Von der ersten bis zu letzten Minute vom Stuhl gerissen

Anni-Frid Lyngstad erklärt unter tosendem Jubel, dass sie die vor Polarlichtern gesungene Schulze „Fernando“ ihrer Großmutter und allen Frauen widme. Als der Saal danach dunkel wird, entschuldigt die Stimme von Andersson dies mit einem Kostümwechsel. Dabei gibt er vor, mit seinem im Ärmel verfangenen Arm zu fuchteln, bevor die Lichter wieder angeschaltet werden für „Does Your Mother Know“. Dass dieses Lied über den Flirt mit einem jungen Mädchen nicht von Abba, sondern von der Band aufgeführt wird, nimmt ihm etwas von seinem heiklen Charakter. Damals sei er nicht verheiratet gewesen, oder vielleicht doch, erinnert sich Andersson. Zwischendurch werden „Eagle“ und „Voulez-vous“ gespielt – vor dem Hintergrund einer Fantasy-Animation mit einer Reise über die Gipfel der Welt ins All, die den Verdacht aufkommen lässt, sie werde eingeblendet, um das illusionistische Können der restlichen Schau zu unterstreichen.

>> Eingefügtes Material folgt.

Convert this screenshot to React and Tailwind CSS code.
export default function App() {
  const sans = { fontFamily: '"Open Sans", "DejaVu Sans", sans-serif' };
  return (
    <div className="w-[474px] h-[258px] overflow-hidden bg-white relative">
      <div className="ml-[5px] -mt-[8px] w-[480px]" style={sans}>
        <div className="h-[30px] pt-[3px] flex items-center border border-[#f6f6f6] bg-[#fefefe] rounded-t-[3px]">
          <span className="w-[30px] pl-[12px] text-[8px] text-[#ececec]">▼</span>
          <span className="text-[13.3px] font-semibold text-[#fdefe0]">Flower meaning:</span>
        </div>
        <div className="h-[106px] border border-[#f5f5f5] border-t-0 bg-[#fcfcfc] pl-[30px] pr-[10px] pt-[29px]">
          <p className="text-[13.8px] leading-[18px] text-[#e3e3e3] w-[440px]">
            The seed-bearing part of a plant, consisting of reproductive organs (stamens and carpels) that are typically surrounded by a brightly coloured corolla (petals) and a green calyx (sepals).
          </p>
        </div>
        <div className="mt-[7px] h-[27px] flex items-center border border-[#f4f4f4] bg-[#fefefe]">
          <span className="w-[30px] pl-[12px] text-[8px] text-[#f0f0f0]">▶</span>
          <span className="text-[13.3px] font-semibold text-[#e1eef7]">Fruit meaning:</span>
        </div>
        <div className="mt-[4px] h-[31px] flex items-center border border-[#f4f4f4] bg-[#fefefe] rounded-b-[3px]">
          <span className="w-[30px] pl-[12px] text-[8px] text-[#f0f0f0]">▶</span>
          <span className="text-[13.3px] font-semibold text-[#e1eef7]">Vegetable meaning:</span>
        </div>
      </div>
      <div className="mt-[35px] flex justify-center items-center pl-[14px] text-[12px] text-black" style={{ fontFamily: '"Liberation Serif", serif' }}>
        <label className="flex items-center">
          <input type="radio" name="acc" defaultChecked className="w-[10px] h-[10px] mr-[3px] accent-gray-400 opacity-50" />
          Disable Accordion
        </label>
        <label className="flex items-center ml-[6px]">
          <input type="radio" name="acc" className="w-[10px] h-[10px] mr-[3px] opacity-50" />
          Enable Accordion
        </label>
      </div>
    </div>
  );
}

Bei manchen Liedern wird die Fiktion einer Bühne allerdings aufgegeben. Die zerbrochenen Beziehungen, von denen „Knowing Me, Knowing You“ erzählt, werden kaleidoskopartig mit fragmentierten Aufnahmen der Band veranschaulicht, die sich dann zu einem versöhnlichen Ganzen zusammenfügen. Das Publikum lässt sich von der ersten bis zu letzten Minute vom Stuhl reißen. Wer wollte behaupten, dass die Aura eines Kunstwerks im Zeitalter seiner technischen Reproduzierbarkeit verloren ginge, wenn sich Menschen der Macht der Suggestion derart bereitwillig ergeben?